== Dataset excerpt
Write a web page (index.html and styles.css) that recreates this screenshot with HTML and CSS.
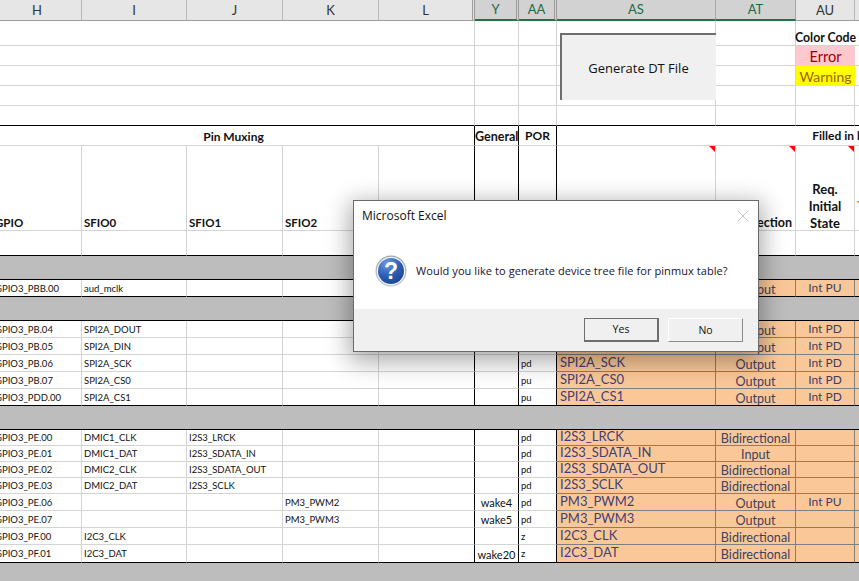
FILE: index.html
```html
<!DOCTYPE html>
<html lang="en">
<head>
<meta charset="utf-8">
<title>Pinmux</title>
<link rel="stylesheet" href="styles.css">
</head>
<body>
<main class="sheet">
<table class="grid">
<colgroup><col class="c-h"><col class="c-i"><col class="c-j"><col class="c-k"><col class="c-l"><col class="c-y"><col class="c-aa"><col class="c-as"><col class="c-at"><col class="c-au"><col class="c-av"></colgroup>
<thead>
<tr class="h21">
<th class="col">H</th><th class="col">I</th><th class="col">J</th><th class="col">K</th><th class="col gap">L</th>
<th class="col sel gap">Y</th><th class="col sel gap">AA</th><th class="col sel">AS</th><th class="col sel">AT</th><th class="col">AU</th><th class="col">AV</th>
</tr>
</thead>
<tbody>
<tr class="h25"><td colspan="5"></td><td></td><td></td><td></td><td></td><td class="ctr b code">Color Code</td><td></td></tr>
<tr class="h20"><td colspan="5"></td><td></td><td></td><td></td><td></td><td class="err">Error</td><td></td></tr>
<tr class="h20"><td colspan="5"></td><td></td><td></td><td></td><td></td><td class="warn">Warning</td><td></td></tr>
<tr class="h20"><td colspan="5"></td><td></td><td></td><td></td><td></td><td></td><td></td></tr>
<tr class="h20 btm"><td colspan="5"></td><td></td><td></td><td></td><td></td><td></td><td></td></tr>
<tr class="h20"><td colspan="5" class="ctr b sec low bk">Pin Muxing</td><td class="ctr b sec low bk gen">General</td><td class="ctr b sec bk">POR</td><td colspan="4" class="ctr b sec">Filled in by Customer</td></tr>
<tr class="h85 heads">
<td>GPIO</td><td>SFIO0</td><td>SFIO1</td><td>SFIO2</td><td class="bk">SFIO3</td><td class="bk"></td><td class="bk"></td>
<td class="mark">Customer Usage</td><td class="mark ctr dirh">Pin Direction</td><td class="mark ctr tall"><div class="stack">Req.<br>Initial<br>State</div></td><td class="side">Type</td>
</tr>
<tr class="h25 btm"><td></td><td></td><td></td><td></td><td class="bk"></td><td class="bk"></td><td class="bk"></td><td></td><td></td><td></td><td></td></tr>
<tr class="h24 btm gray"><td colspan="11"></td></tr>
<tr class="h17 btm"><td>GPIO3_PBB.00</td><td>aud_mclk</td><td></td><td></td><td class="bk"></td><td class="bk"></td><td class="bk">pd</td><td class="in nm">AUD_MCLK</td><td class="in dir">Output</td><td class="in">Int PU</td><td class="in"></td></tr>
<tr class="h24 btm gray"><td colspan="11"></td></tr>
<tr class="h17"><td>GPIO3_PB.04</td><td>SPI2A_DOUT</td><td></td><td></td><td class="bk"></td><td class="bk"></td><td class="bk">pd</td><td class="in nm">SPI2A_DOUT</td><td class="in dir">Output</td><td class="in">Int PD</td><td class="in"></td></tr>
<tr class="h17"><td>GPIO3_PB.05</td><td>SPI2A_DIN</td><td></td><td></td><td class="bk"></td><td class="bk"></td><td class="bk">pd</td><td class="in nm">SPI2A_DIN</td><td class="in dir">Output</td><td class="in">Int PD</td><td class="in"></td></tr>
<tr class="h17"><td>GPIO3_PB.06</td><td>SPI2A_SCK</td><td></td><td></td><td class="bk"></td><td class="bk"></td><td class="bk">pd</td><td class="in nm">SPI2A_SCK</td><td class="in dir">Output</td><td class="in">Int PD</td><td class="in"></td></tr>
<tr class="h17"><td>GPIO3_PB.07</td><td>SPI2A_CS0</td><td></td><td></td><td class="bk"></td><td class="bk"></td><td class="bk">pu</td><td class="in nm">SPI2A_CS0</td><td class="in dir">Output</td><td class="in">Int PD</td><td class="in"></td></tr>
<tr class="h17 btm"><td>GPIO3_PDD.00</td><td>SPI2A_CS1</td><td></td><td></td><td class="bk"></td><td class="bk"></td><td class="bk">pu</td><td class="in nm">SPI2A_CS1</td><td class="in dir">Output</td><td class="in">Int PD</td><td class="in"></td></tr>
<tr class="h24 btm gray"><td colspan="11"></td></tr>
<tr class="h16"><td>GPIO3_PE.00</td><td>DMIC1_CLK</td><td>I2S3_LRCK</td><td></td><td class="bk"></td><td class="bk"></td><td class="bk">pd</td><td class="in nm">I2S3_LRCK</td><td class="in dir">Bidirectional</td><td class="in"></td><td class="in"></td></tr>
<tr class="h16"><td>GPIO3_PE.01</td><td>DMIC1_DAT</td><td>I2S3_SDATA_IN</td><td></td><td class="bk"></td><td class="bk"></td><td class="bk">pd</td><td class="in nm">I2S3_SDATA_IN</td><td class="in dir">Input</td><td class="in"></td><td class="in"></td></tr>
<tr class="h16"><td>GPIO3_PE.02</td><td>DMIC2_CLK</td><td>I2S3_SDATA_OUT</td><td></td><td class="bk"></td><td class="bk"></td><td class="bk">pd</td><td class="in nm">I2S3_SDATA_OUT</td><td class="in dir">Bidirectional</td><td class="in"></td><td class="in"></td></tr>
<tr class="h16"><td>GPIO3_PE.03</td><td>DMIC2_DAT</td><td>I2S3_SCLK</td><td></td><td class="bk"></td><td class="bk"></td><td class="bk">pd</td><td class="in nm">I2S3_SCLK</td><td class="in dir">Bidirectional</td><td class="in"></td><td class="in"></td></tr>
<tr class="h17"><td>GPIO3_PE.06</td><td></td><td></td><td>PM3_PWM2</td><td class="bk"></td><td class="bk ctr wk">wake4</td><td class="bk">pd</td><td class="in nm">PM3_PWM2</td><td class="in dir">Output</td><td class="in">Int PU</td><td class="in"></td></tr>
<tr class="h17"><td>GPIO3_PE.07</td><td></td><td></td><td>PM3_PWM3</td><td class="bk"></td><td class="bk ctr wk">wake5</td><td class="bk">pd</td><td class="in nm">PM3_PWM3</td><td class="in dir">Output</td><td class="in"></td><td class="in"></td></tr>
<tr class="h17"><td>GPIO3_PF.00</td><td>I2C3_CLK</td><td></td><td></td><td class="bk"></td><td class="bk"></td><td class="bk">z</td><td class="in nm">I2C3_CLK</td><td class="in dir">Bidirectional</td><td class="in"></td><td class="in"></td></tr>
<tr class="h18 btm"><td>GPIO3_PF.01</td><td>I2C3_DAT</td><td></td><td></td><td class="bk"></td><td class="bk ctr wk">wake20</td><td class="bk">z</td><td class="in nm">I2C3_DAT</td><td class="in dir tight">Bidirectional</td><td class="in"></td><td class="in"></td></tr>
<tr class="h24 gray"><td colspan="11"></td></tr>
</tbody>
</table>

<button class="gen-btn" type="button">Generate DT File</button>

<section class="dialog" role="dialog" aria-label="Microsoft Excel">
<header class="dlg-title">
<span>Microsoft Excel</span>
<svg class="dlg-close" width="12" height="12" viewBox="0 0 12 12" aria-hidden="true"><path d="M1 1L11 11M11 1L1 11" stroke="#c4c4c4" stroke-width="1" fill="none"/></svg>
</header>
<div class="dlg-body">
<svg class="dlg-icon" width="32" height="32" viewBox="0 0 32 32" aria-hidden="true">
<defs>
<linearGradient id="ring" x1="0" y1="0" x2="0" y2="1"><stop offset="0" stop-color="#9aa3ad"/><stop offset="1" stop-color="#c9ced3"/></linearGradient>
<radialGradient id="ball" cx="0.35" cy="0.2" r="0.95"><stop offset="0" stop-color="#6d9be0"/><stop offset="0.55" stop-color="#2a5cb0"/><stop offset="1" stop-color="#173f8e"/></radialGradient>
</defs>
<circle cx="16" cy="16" r="15.5" fill="url(#ring)"/>
<circle cx="16" cy="16" r="14.2" fill="#f2f4f6"/>
<circle cx="16" cy="16" r="13" fill="url(#ball)"/>
<text class="q" x="16" y="24" text-anchor="middle">?</text>
</svg>
<p class="dlg-msg">Would you like to generate device tree file for pinmux table?</p>
</div>
<footer class="dlg-foot">
<button class="dlg-btn def" type="button">Yes</button>
<button class="dlg-btn" type="button">No</button>
</footer>
</section>
</main>
</body>
</html>
```
FILE: styles.css
```css
html, body { margin: 0; padding: 0; height: 100%; background: #fff; overflow: hidden; }
.sheet { position: relative; width: 859px; height: 581px; overflow: hidden; }

.grid {
  table-layout: fixed;
  border-collapse: separate;
  border-spacing: 0;
  width: 1188px;
  margin-left: -7px;
  font: 9.5px/1 "Lato", "Liberation Sans", sans-serif;
  color: #111;
}
.c-h { width: 89px; } .c-i { width: 105px; } .c-j { width: 96px; } .c-k { width: 96px; } .c-l { width: 96px; }
.c-y { width: 44px; } .c-aa { width: 38px; } .c-as { width: 159px; } .c-at { width: 80px; } .c-au { width: 59px; } .c-av { width: 326px; }

.h16 { height: 16px; } .h17 { height: 17px; } .h18 { height: 18px; } .h20 { height: 20px; } .h21 { height: 21px; }
.h24 { height: 24px; } .h25 { height: 25px; } .h85 { height: 85px; }

.grid td {
  box-sizing: border-box;
  padding: 0 0 0 2px;
  border-right: 1px solid #d4d4d4;
  border-bottom: 1px solid #d4d4d4;
  white-space: nowrap;
  overflow: hidden;
  vertical-align: middle;
}
.grid .h17 td, .grid .h18 td { padding-top: 1px; }
.grid .col {
  box-sizing: border-box;
  padding: 0;
  background: #e6e6e6;
  border-right: 1px solid #b8b8b8;
  border-bottom: 1px solid #9c9c9c;
  font: 400 13px/1 "Lato", "Liberation Sans", sans-serif;
  color: #333;
  text-align: center;
}
.grid .sel {
  background: #d2d2d2;
  color: #1f6b46;
  border-bottom: 2px solid #217346;
  border-right-color: #a8a8a8;
}
.grid .gap { border-right: 3px double #9c9c9c; }

.grid .btm td { border-bottom-color: #000; }
.grid td.bk { border-right-color: #000; }
.grid td.ctr { text-align: center; padding-left: 0; }
.grid td.b { font-weight: 700; font-size: 11.5px; }
.grid td.sec { font-size: 12px; padding-top: 1px; }
.grid td.low { padding-top: 3px; }
.grid td.gen { font-size: 12.5px; padding-right: 1px; }
.grid td.code { font-size: 12.3px; vertical-align: bottom; padding-bottom: 1px; border-right-color: transparent; overflow: visible; text-indent: -1px; }
.grid td.wk { font-size: 11px; }

.grid td.err { background: #ffc7ce; color: #9c0006; text-align: center; padding: 2px 0 0; font-size: 14.5px; border: 0; }
.grid td.warn { background: #ffff00; color: #9c6500; text-align: center; padding: 2px 0 0; font-size: 14px; border: 0; }

.heads td { vertical-align: bottom; font-weight: 700; font-size: 11.5px; line-height: 14px; position: relative; }
.grid .heads td { padding-top: 0; padding-bottom: 0; }
.grid .heads td.dirh { font-size: 12.5px; }
.grid .heads td.tall { font-size: 13px; vertical-align: top; padding-top: 35px; }
.stack { height: 49px; line-height: 17px; }
.mark::after {
  content: "";
  position: absolute;
  top: 0;
  right: 0;
  border-top: 6px solid #f00;
  border-left: 6px solid transparent;
}
.grid .heads td.side { color: #c68a00; font-size: 13px; padding: 0 0 17px 2px; border-right: 0; }

.gray td { background: #bdbdbd; border-right: 0; }

.grid td.in {
  background: #fac898;
  color: #3f3f5e;
  border-right-color: #7f7f7f;
  border-bottom-color: #7f7f7f;
  text-align: center;
  padding: 0;
  font-size: 12px;
}
.grid td.in.dir { font-size: 12.6px; line-height: 11px; padding-top: 3px; }
.grid .h16 td.in.dir, .grid td.in.dir.tight { padding-top: 1px; }
.grid td.in.nm { text-align: left; padding: 0 0 2px 3px; font-size: 13px; color: #3f3f76; }
.grid .btm td.in { border-bottom-color: #000; }

.gen-btn {
  position: absolute;
  left: 560px;
  top: 33px;
  width: 156px;
  height: 67px;
  box-sizing: border-box;
  padding: 2px 1px 0 0;
  background: #f0f0f0;
  border: 0;
  border-top: 2px solid #6e6e6e;
  border-left: 2px solid #6e6e6e;
  font: 13px/1 "Open Sans", "Liberation Sans", sans-serif;
  color: #111;
}

.dialog {
  position: absolute;
  left: 353px;
  top: 200px;
  width: 406px;
  height: 152px;
  box-sizing: border-box;
  display: flex;
  flex-direction: column;
  background: #fff;
  border: 1px solid #6a6a6a;
  box-shadow: 0 6px 22px 4px rgba(0,0,0,.32);
  font: 11px/1 "Open Sans", "Liberation Sans", sans-serif;
  color: #111;
}
.dlg-title { display: flex; justify-content: space-between; align-items: flex-start; height: 35px; padding: 9px 9px 0 8px; font-size: 12px; box-sizing: border-box; }
.dlg-close { margin-top: 0; }
.dlg-body { flex: 1; display: flex; align-items: center; gap: 9px; padding: 0 0 4px 21px; }
.dlg-icon { flex: none; }
.q { font: 700 23px "Liberation Sans", sans-serif; fill: #fff; }
.dlg-msg { margin: 0; letter-spacing: .07px; color: #1a1030; }
.dlg-foot { height: 42px; box-sizing: border-box; display: flex; justify-content: flex-end; gap: 9px; padding: 9px 15px 0 0; background: #f0f0f0; }
.dlg-btn {
  width: 75px;
  height: 24px;
  box-sizing: border-box;
  padding: 0;
  background: #f0f0f0;
  border: 1px solid;
  border-color: #fff #8a8a8a #8a8a8a #fff;
  font: 10.5px/1 "Open Sans", "Liberation Sans", sans-serif;
  color: #111;
}
.dlg-btn.def { border: 2px solid #6e6e6e; border-top-width: 1px; border-left-width: 1px; }
```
====
* Instructions to follow *
Each line containing "styles" counts once; state the total number of such lines and nothing else.

* Solved problem *
3